**DATASET CONTENT**
* Start *
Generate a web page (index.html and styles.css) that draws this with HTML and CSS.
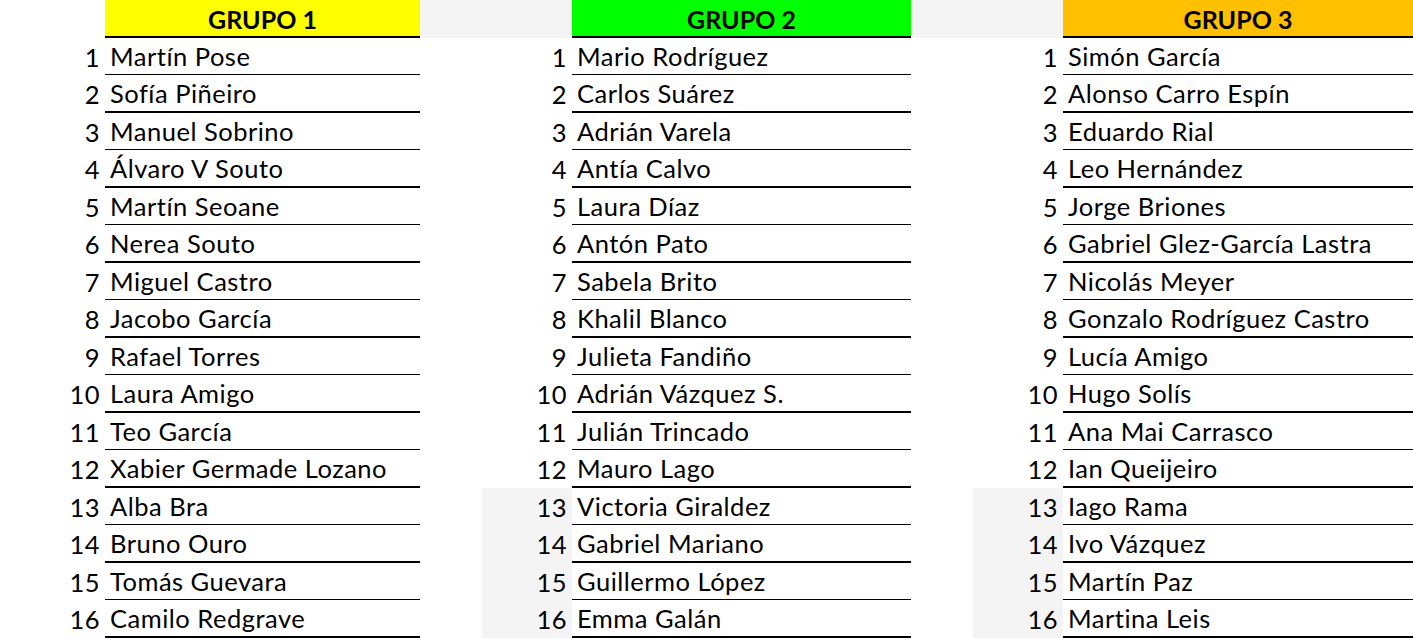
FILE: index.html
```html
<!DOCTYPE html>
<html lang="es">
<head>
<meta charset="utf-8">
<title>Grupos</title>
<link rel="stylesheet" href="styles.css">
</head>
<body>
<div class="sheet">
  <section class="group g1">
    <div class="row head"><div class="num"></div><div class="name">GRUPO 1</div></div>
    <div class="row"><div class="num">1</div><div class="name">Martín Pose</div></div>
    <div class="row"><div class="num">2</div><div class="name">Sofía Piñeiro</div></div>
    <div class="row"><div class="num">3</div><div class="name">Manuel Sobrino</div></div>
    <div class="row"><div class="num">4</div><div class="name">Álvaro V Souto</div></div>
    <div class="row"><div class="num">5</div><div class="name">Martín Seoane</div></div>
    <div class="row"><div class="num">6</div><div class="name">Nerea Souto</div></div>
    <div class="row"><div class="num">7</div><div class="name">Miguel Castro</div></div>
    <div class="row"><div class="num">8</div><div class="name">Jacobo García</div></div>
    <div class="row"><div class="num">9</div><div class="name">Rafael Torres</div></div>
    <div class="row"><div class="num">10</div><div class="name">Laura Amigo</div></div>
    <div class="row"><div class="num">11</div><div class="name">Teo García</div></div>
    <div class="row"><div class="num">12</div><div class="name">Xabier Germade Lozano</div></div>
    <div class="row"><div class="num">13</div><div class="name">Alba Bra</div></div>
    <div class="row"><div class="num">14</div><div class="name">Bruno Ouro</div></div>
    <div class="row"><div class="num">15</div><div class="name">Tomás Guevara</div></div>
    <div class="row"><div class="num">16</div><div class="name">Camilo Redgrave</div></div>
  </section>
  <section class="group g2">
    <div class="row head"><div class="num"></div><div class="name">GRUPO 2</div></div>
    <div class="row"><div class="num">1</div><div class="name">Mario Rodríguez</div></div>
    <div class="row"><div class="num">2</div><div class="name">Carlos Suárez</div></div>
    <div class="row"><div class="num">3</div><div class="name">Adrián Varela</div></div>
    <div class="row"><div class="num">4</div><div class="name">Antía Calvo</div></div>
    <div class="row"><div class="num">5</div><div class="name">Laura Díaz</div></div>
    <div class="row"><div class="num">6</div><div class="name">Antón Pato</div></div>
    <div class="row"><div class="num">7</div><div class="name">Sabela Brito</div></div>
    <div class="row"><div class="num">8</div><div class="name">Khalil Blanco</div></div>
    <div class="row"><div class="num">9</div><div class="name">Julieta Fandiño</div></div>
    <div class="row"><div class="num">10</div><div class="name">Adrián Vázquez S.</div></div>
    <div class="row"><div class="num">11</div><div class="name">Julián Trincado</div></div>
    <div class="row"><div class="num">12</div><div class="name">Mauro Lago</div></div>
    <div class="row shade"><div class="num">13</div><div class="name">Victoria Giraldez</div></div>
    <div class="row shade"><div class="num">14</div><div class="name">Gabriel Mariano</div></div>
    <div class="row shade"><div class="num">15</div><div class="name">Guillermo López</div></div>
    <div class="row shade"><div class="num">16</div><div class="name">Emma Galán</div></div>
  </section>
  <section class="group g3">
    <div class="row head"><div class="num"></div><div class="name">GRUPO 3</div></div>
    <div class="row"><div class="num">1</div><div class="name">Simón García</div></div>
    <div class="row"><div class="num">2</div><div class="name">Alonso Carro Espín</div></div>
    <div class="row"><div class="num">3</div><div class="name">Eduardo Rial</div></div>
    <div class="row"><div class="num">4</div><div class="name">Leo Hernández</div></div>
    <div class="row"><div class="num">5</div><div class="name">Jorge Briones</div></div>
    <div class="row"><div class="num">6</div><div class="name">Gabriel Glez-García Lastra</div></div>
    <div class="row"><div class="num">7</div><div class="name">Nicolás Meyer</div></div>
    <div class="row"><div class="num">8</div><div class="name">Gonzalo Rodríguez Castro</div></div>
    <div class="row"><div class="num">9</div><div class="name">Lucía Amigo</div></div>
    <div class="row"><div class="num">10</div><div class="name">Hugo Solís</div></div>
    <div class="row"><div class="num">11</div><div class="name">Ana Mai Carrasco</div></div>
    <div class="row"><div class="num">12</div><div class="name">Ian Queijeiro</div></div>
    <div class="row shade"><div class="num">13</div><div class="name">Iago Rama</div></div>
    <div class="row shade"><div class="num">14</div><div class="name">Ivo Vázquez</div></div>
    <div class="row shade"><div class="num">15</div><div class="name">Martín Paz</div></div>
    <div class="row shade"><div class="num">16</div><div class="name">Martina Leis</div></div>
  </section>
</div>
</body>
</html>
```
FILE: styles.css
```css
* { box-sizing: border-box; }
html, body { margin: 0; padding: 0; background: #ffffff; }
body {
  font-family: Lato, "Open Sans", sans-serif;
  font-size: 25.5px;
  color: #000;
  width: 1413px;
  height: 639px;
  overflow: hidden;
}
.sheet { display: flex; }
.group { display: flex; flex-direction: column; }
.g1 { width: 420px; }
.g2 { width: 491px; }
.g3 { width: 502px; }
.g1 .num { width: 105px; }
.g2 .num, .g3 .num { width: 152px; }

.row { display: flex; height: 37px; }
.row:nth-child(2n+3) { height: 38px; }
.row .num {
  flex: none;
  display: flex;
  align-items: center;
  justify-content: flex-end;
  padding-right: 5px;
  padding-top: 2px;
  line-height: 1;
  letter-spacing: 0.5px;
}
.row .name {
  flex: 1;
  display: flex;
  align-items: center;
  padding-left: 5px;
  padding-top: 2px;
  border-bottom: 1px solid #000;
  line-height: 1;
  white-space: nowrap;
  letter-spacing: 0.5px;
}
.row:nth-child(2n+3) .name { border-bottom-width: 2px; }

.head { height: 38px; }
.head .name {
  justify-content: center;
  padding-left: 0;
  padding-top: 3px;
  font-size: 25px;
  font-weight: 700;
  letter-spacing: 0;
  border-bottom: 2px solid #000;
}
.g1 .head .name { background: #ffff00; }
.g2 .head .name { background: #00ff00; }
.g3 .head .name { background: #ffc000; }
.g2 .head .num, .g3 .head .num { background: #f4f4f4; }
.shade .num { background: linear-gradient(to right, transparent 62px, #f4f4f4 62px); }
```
* End *
Write out each line of the data that holds the string "index".

Generate a web page (index.html and styles.css) that draws this with HTML and CSS.
FILE: index.html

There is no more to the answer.